▶ OBJECTIVE: Reading the listing below, count the lines that contain the word "styled" and give that count alone.

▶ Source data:

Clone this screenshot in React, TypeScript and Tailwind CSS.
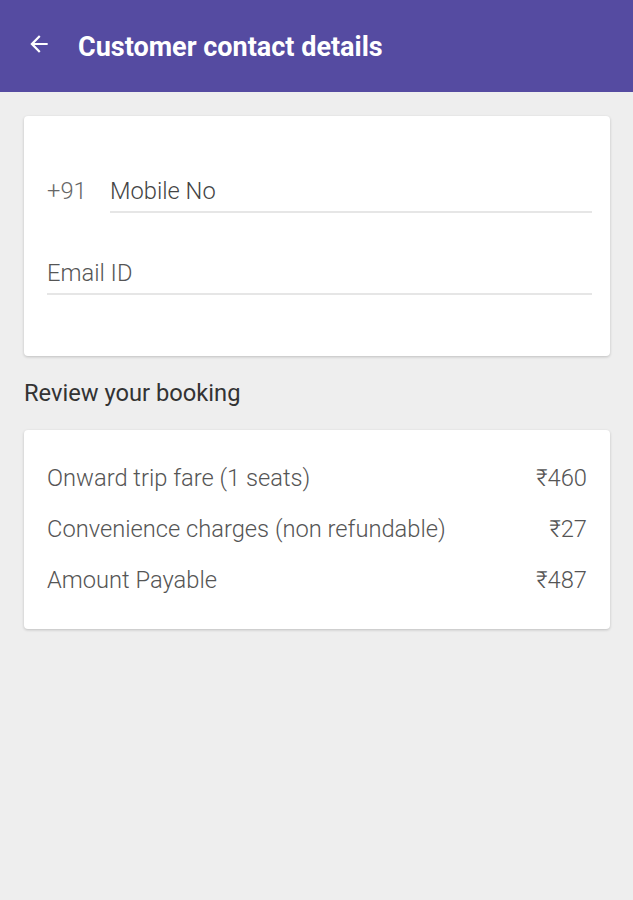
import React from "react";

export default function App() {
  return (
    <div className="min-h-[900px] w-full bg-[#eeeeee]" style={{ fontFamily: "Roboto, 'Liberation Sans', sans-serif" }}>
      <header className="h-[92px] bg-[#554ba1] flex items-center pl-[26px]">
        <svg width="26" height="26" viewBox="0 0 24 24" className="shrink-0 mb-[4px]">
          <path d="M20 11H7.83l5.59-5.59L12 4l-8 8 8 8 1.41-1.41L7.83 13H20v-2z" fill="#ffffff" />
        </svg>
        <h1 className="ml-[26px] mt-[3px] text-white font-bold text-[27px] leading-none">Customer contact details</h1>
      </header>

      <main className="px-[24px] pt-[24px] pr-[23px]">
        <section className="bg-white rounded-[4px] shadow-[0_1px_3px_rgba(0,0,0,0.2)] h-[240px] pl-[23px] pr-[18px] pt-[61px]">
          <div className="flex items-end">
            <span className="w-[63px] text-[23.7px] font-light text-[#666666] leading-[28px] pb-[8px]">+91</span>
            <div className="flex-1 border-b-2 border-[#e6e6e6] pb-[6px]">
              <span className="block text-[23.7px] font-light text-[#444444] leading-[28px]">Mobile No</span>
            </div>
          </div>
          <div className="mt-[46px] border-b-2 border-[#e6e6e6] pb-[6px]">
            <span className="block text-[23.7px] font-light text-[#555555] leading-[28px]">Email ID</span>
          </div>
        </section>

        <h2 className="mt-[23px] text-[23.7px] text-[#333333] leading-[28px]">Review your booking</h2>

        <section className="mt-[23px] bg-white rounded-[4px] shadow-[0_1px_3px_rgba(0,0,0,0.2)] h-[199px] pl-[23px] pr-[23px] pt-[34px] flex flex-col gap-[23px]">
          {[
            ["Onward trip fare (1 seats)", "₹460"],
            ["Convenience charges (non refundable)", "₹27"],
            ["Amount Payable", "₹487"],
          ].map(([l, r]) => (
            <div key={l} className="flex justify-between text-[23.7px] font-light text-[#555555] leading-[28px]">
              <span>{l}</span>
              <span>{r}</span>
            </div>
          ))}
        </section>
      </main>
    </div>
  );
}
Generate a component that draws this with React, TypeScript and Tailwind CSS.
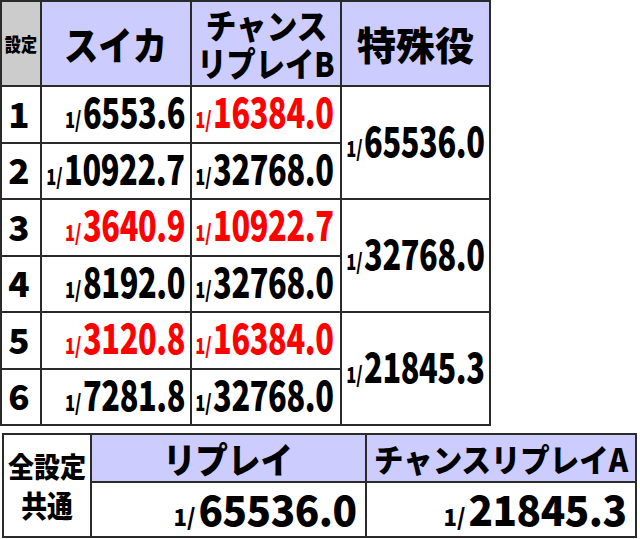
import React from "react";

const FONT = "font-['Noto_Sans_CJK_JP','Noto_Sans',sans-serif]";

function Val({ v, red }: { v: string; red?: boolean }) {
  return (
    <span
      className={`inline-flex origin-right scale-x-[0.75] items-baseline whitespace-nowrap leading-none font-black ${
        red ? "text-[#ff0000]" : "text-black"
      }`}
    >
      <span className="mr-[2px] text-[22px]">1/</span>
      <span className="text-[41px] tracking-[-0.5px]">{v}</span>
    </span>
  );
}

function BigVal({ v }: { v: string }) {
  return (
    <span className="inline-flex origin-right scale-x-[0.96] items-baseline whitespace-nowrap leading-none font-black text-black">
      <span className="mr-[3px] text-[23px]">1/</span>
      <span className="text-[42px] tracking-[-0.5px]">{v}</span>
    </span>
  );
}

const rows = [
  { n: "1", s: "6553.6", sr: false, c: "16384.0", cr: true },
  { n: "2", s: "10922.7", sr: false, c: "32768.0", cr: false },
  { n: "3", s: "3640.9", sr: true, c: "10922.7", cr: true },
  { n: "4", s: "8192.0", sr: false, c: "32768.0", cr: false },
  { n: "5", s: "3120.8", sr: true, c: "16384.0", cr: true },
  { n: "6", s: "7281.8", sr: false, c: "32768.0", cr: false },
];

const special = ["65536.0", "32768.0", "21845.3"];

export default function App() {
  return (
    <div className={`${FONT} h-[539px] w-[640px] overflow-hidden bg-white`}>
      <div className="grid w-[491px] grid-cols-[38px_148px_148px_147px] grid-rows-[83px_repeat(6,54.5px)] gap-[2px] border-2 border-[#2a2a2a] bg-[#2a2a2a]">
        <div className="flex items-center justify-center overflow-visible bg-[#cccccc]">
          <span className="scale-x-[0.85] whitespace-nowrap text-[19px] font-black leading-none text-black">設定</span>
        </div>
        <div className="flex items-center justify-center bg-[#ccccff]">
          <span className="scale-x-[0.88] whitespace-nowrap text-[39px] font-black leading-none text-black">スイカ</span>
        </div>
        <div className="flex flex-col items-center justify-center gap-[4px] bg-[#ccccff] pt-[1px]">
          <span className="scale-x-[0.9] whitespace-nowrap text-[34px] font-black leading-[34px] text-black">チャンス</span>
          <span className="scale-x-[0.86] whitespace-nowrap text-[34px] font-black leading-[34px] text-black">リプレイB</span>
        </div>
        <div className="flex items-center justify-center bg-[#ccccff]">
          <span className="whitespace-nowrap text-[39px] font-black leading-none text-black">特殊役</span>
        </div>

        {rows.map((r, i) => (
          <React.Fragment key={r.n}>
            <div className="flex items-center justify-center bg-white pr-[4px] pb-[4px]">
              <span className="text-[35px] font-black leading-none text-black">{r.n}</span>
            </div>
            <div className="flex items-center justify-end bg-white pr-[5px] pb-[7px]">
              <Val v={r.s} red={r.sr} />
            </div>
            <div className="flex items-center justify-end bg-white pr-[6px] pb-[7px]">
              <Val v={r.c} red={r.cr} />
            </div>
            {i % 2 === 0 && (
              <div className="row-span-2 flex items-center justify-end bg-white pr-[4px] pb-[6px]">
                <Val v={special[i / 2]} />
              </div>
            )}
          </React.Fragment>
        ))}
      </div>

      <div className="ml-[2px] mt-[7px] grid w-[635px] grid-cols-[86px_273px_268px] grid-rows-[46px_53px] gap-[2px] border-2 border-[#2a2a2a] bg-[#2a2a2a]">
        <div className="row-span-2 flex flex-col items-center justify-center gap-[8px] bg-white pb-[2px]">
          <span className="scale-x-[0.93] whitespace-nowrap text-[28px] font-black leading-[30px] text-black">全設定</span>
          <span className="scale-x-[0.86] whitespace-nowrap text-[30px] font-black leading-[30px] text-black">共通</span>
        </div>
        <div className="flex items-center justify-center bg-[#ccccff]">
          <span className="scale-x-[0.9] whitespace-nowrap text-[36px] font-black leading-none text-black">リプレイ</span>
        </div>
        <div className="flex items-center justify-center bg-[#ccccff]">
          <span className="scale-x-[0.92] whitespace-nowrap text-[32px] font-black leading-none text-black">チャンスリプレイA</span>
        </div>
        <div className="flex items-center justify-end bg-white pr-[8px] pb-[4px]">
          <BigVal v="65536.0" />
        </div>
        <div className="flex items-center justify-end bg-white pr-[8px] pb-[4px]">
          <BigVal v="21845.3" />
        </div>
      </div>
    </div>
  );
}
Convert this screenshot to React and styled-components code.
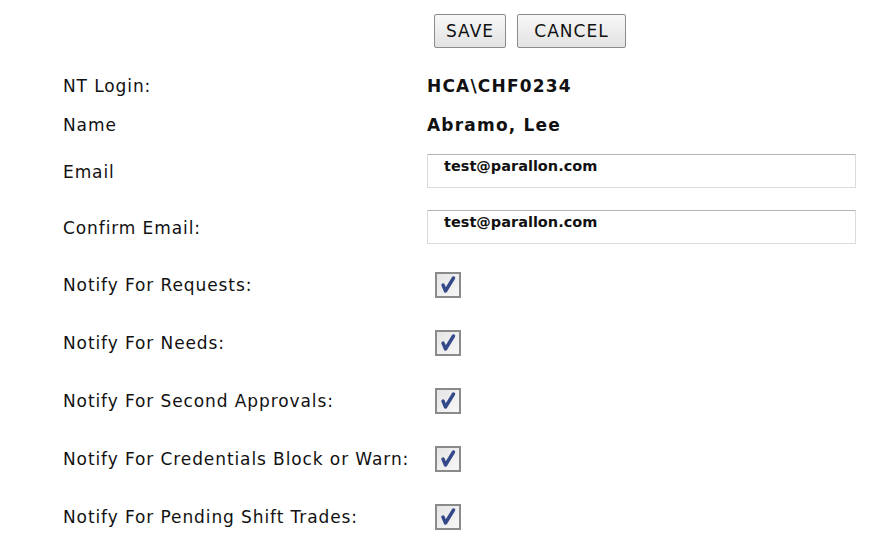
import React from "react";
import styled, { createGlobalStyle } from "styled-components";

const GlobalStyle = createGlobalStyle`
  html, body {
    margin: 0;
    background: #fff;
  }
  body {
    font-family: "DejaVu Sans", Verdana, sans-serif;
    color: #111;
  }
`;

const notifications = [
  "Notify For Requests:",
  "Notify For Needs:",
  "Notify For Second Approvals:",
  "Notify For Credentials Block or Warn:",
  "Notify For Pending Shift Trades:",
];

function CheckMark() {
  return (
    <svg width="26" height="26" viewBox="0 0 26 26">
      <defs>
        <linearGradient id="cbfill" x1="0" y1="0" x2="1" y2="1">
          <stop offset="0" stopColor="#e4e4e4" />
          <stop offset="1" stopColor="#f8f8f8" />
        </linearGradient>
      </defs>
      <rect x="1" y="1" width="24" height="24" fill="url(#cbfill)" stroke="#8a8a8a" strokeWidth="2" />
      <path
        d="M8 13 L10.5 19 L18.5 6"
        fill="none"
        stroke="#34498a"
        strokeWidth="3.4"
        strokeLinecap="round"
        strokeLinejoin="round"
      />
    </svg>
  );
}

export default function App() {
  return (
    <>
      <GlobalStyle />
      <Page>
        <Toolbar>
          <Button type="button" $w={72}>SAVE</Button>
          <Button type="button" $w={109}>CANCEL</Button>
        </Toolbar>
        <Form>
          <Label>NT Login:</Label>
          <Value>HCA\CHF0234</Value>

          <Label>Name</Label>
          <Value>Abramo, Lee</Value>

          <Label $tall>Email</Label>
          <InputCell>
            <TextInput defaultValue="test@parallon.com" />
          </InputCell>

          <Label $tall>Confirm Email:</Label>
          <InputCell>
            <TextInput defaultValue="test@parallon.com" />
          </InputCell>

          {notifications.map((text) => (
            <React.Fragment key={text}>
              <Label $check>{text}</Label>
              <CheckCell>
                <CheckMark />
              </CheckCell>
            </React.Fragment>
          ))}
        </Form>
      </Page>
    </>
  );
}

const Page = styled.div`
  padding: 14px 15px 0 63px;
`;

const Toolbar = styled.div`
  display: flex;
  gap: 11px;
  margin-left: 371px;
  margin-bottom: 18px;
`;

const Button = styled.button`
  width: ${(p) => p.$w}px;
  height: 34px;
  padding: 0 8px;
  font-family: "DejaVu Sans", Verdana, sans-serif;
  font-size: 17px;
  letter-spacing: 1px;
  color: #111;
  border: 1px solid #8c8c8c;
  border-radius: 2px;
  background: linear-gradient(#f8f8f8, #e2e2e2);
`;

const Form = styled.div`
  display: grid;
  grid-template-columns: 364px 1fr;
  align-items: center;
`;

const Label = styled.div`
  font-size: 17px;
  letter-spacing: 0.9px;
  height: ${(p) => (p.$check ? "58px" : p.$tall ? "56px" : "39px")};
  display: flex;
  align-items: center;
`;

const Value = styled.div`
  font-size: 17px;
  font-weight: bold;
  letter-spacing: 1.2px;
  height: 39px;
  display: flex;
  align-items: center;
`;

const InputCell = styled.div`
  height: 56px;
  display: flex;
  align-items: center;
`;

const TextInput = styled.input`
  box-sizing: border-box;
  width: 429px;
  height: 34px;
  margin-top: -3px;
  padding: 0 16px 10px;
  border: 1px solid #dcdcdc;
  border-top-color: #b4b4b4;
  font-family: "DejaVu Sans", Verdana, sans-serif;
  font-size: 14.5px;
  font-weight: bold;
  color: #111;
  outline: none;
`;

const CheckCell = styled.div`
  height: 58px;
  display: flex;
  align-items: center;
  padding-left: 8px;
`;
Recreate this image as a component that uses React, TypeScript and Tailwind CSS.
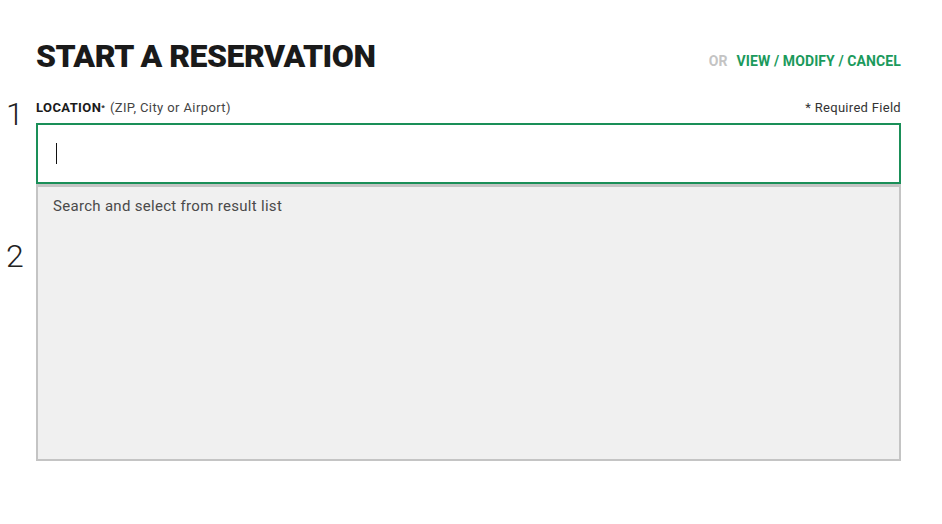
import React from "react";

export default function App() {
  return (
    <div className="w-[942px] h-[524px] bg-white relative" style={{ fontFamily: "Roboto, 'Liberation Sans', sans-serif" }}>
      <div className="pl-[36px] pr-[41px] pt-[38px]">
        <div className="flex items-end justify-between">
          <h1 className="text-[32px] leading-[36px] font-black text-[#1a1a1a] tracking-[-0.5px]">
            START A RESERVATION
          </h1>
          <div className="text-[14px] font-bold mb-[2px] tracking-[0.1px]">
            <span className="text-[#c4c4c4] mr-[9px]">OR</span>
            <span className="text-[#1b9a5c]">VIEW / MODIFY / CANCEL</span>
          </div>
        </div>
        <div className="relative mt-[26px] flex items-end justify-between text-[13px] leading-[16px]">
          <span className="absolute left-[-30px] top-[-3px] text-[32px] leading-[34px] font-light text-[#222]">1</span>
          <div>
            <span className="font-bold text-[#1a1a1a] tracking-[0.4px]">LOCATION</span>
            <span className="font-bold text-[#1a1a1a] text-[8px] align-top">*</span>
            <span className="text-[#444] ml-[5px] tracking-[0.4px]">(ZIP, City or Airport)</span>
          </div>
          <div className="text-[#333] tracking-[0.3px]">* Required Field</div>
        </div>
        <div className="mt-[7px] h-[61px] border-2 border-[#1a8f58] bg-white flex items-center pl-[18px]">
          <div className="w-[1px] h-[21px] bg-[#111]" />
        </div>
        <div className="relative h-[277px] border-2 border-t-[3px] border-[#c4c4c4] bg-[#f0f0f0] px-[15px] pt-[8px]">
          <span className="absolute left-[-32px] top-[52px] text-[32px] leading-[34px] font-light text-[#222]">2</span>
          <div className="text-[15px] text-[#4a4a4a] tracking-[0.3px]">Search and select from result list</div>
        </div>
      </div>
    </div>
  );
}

▶ EXERCISE RESPONSE: 11